"""

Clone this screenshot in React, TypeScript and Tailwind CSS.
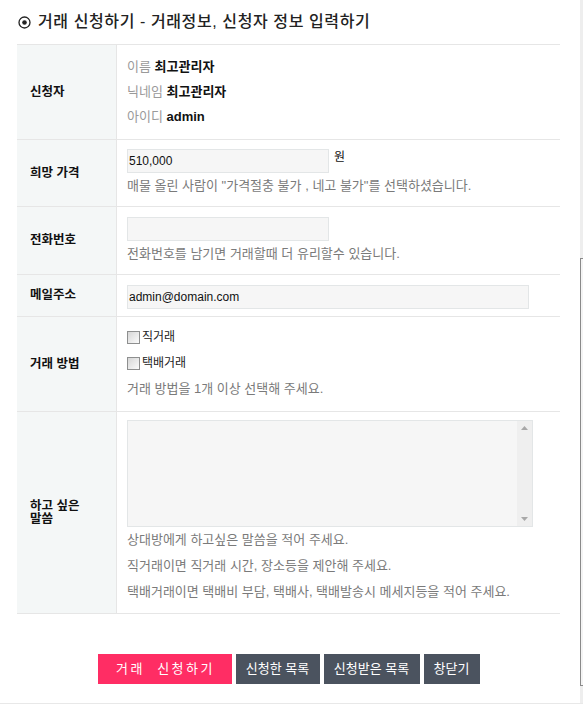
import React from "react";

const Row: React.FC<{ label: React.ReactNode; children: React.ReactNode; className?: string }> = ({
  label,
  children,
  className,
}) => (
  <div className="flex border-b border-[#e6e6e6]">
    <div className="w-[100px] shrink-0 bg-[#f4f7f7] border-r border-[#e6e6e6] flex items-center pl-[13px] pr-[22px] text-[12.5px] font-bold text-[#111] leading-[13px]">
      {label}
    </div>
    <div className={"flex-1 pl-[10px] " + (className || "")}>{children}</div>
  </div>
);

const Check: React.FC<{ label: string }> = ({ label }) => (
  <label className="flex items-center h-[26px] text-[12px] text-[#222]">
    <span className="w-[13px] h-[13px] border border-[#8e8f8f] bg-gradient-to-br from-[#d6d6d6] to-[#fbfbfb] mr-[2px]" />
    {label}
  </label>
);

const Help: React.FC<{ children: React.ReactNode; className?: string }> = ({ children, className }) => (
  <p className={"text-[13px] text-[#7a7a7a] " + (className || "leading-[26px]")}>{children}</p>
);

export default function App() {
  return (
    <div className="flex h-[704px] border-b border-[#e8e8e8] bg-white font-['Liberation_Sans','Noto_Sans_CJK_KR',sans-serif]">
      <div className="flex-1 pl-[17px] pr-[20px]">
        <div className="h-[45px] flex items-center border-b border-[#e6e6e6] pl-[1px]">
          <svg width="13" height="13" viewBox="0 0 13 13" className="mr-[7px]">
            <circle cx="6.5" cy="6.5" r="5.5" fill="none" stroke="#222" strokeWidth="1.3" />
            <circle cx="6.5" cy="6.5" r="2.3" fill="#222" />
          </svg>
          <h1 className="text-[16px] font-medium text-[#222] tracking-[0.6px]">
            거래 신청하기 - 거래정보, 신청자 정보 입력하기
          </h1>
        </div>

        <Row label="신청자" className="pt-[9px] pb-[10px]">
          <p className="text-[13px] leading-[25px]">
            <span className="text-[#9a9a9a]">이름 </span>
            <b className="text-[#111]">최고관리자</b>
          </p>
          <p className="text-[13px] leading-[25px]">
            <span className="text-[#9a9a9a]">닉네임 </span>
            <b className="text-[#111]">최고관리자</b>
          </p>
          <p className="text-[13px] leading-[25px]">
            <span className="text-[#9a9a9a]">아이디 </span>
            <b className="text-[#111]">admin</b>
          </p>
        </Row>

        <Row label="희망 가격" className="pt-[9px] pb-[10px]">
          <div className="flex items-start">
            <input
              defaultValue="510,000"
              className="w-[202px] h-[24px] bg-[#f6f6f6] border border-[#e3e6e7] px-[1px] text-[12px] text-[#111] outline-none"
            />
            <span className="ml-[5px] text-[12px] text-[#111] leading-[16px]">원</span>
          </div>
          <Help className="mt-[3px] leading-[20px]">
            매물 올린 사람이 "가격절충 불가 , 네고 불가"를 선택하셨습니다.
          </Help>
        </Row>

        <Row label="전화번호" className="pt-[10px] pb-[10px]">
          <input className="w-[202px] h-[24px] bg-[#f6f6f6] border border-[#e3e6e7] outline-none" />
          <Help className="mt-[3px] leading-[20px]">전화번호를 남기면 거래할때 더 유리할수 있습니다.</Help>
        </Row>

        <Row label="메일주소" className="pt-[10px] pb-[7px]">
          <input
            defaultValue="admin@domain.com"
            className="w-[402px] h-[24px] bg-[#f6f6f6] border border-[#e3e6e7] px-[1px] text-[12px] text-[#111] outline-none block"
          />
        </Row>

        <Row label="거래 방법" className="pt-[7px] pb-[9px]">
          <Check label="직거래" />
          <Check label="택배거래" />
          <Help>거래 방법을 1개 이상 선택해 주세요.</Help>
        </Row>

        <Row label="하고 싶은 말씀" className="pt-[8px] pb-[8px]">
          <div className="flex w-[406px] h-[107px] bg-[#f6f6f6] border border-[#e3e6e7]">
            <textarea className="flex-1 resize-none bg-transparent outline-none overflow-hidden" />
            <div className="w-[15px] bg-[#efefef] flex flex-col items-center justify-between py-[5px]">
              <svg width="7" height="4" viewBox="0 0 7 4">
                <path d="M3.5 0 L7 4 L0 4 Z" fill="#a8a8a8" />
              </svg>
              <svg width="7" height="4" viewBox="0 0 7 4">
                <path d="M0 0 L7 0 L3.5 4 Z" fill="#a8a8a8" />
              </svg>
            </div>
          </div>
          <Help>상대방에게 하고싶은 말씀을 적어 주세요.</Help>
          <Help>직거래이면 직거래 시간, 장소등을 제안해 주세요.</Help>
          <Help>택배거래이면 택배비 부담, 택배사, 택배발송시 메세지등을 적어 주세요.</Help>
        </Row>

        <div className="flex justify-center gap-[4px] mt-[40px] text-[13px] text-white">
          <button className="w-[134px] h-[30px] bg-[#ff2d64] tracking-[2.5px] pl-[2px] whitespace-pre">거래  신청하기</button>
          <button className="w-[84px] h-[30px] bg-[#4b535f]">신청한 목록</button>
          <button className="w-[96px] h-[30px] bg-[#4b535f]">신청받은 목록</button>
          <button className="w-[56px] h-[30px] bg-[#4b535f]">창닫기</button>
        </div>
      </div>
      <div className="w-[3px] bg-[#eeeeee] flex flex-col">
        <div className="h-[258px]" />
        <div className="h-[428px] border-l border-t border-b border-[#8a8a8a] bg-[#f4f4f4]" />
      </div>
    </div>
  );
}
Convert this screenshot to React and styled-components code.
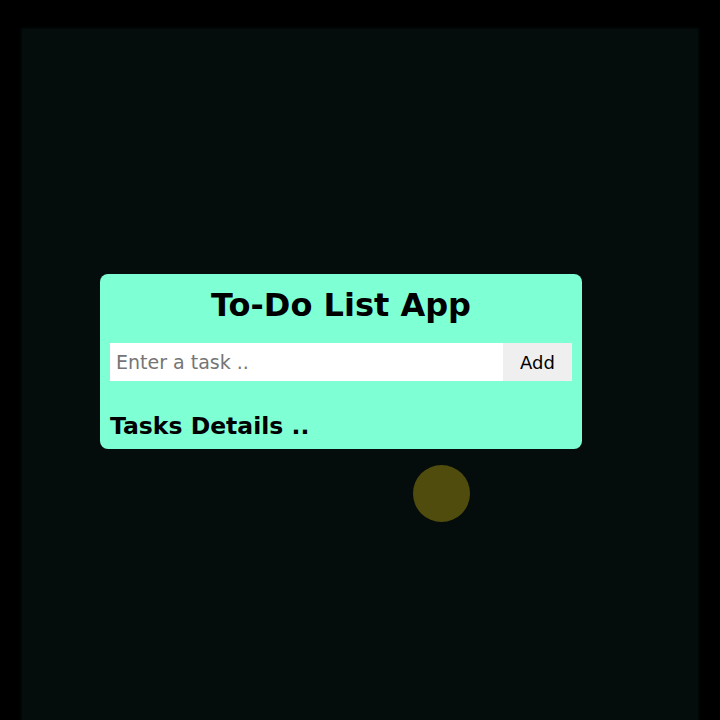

"""

* PROBLEM TO SOLVE *
What comes back should match the records exactly, minus any pictures.

* EXERCISE OUTPUT *
Clone this screenshot in React, TypeScript and Tailwind CSS.
import React from "react";

const Row: React.FC<{ label: React.ReactNode; children: React.ReactNode; className?: string }> = ({
  label,
  children,
  className,
}) => (
  <div className="flex border-b border-[#e6e6e6]">
    <div className="w-[100px] shrink-0 bg-[#f4f7f7] border-r border-[#e6e6e6] flex items-center pl-[13px] pr-[22px] text-[12.5px] font-bold text-[#111] leading-[13px]">
      {label}
    </div>
    <div className={"flex-1 pl-[10px] " + (className || "")}>{children}</div>
  </div>
);

const Check: React.FC<{ label: string }> = ({ label }) => (
  <label className="flex items-center h-[26px] text-[12px] text-[#222]">
    <span className="w-[13px] h-[13px] border border-[#8e8f8f] bg-gradient-to-br from-[#d6d6d6] to-[#fbfbfb] mr-[2px]" />
    {label}
  </label>
);

const Help: React.FC<{ children: React.ReactNode; className?: string }> = ({ children, className }) => (
  <p className={"text-[13px] text-[#7a7a7a] " + (className || "leading-[26px]")}>{children}</p>
);

export default function App() {
  return (
    <div className="flex h-[704px] border-b border-[#e8e8e8] bg-white font-['Liberation_Sans','Noto_Sans_CJK_KR',sans-serif]">
      <div className="flex-1 pl-[17px] pr-[20px]">
        <div className="h-[45px] flex items-center border-b border-[#e6e6e6] pl-[1px]">
          <svg width="13" height="13" viewBox="0 0 13 13" className="mr-[7px]">
            <circle cx="6.5" cy="6.5" r="5.5" fill="none" stroke="#222" strokeWidth="1.3" />
            <circle cx="6.5" cy="6.5" r="2.3" fill="#222" />
          </svg>
          <h1 className="text-[16px] font-medium text-[#222] tracking-[0.6px]">
            거래 신청하기 - 거래정보, 신청자 정보 입력하기
          </h1>
        </div>

        <Row label="신청자" className="pt-[9px] pb-[10px]">
          <p className="text-[13px] leading-[25px]">
            <span className="text-[#9a9a9a]">이름 </span>
            <b className="text-[#111]">최고관리자</b>
          </p>
          <p className="text-[13px] leading-[25px]">
            <span className="text-[#9a9a9a]">닉네임 </span>
            <b className="text-[#111]">최고관리자</b>
          </p>
          <p className="text-[13px] leading-[25px]">
            <span className="text-[#9a9a9a]">아이디 </span>
            <b className="text-[#111]">admin</b>
          </p>
        </Row>

        <Row label="희망 가격" className="pt-[9px] pb-[10px]">
          <div className="flex items-start">
            <input
              defaultValue="510,000"
              className="w-[202px] h-[24px] bg-[#f6f6f6] border border-[#e3e6e7] px-[1px] text-[12px] text-[#111] outline-none"
            />
            <span className="ml-[5px] text-[12px] text-[#111] leading-[16px]">원</span>
          </div>
          <Help className="mt-[3px] leading-[20px]">
            매물 올린 사람이 "가격절충 불가 , 네고 불가"를 선택하셨습니다.
          </Help>
        </Row>

        <Row label="전화번호" className="pt-[10px] pb-[10px]">
          <input className="w-[202px] h-[24px] bg-[#f6f6f6] border border-[#e3e6e7] outline-none" />
          <Help className="mt-[3px] leading-[20px]">전화번호를 남기면 거래할때 더 유리할수 있습니다.</Help>
        </Row>

        <Row label="메일주소" className="pt-[10px] pb-[7px]">
          <input
            defaultValue="admin@domain.com"
            className="w-[402px] h-[24px] bg-[#f6f6f6] border border-[#e3e6e7] px-[1px] text-[12px] text-[#111] outline-none block"
          />
        </Row>

        <Row label="거래 방법" className="pt-[7px] pb-[9px]">
          <Check label="직거래" />
          <Check label="택배거래" />
          <Help>거래 방법을 1개 이상 선택해 주세요.</Help>
        </Row>

        <Row label="하고 싶은 말씀" className="pt-[8px] pb-[8px]">
          <div className="flex w-[406px] h-[107px] bg-[#f6f6f6] border border-[#e3e6e7]">
            <textarea className="flex-1 resize-none bg-transparent outline-none overflow-hidden" />
            <div className="w-[15px] bg-[#efefef] flex flex-col items-center justify-between py-[5px]">
              <svg width="7" height="4" viewBox="0 0 7 4">
                <path d="M3.5 0 L7 4 L0 4 Z" fill="#a8a8a8" />
              </svg>
              <svg width="7" height="4" viewBox="0 0 7 4">
                <path d="M0 0 L7 0 L3.5 4 Z" fill="#a8a8a8" />
              </svg>
            </div>
          </div>
          <Help>상대방에게 하고싶은 말씀을 적어 주세요.</Help>
          <Help>직거래이면 직거래 시간, 장소등을 제안해 주세요.</Help>
          <Help>택배거래이면 택배비 부담, 택배사, 택배발송시 메세지등을 적어 주세요.</Help>
        </Row>

        <div className="flex justify-center gap-[4px] mt-[40px] text-[13px] text-white">
          <button className="w-[134px] h-[30px] bg-[#ff2d64] tracking-[2.5px] pl-[2px] whitespace-pre">거래  신청하기</button>
          <button className="w-[84px] h-[30px] bg-[#4b535f]">신청한 목록</button>
          <button className="w-[96px] h-[30px] bg-[#4b535f]">신청받은 목록</button>
          <button className="w-[56px] h-[30px] bg-[#4b535f]">창닫기</button>
        </div>
      </div>
      <div className="w-[3px] bg-[#eeeeee] flex flex-col">
        <div className="h-[258px]" />
        <div className="h-[428px] border-l border-t border-b border-[#8a8a8a] bg-[#f4f4f4]" />
      </div>
    </div>
  );
}
Convert this screenshot to React and styled-components code.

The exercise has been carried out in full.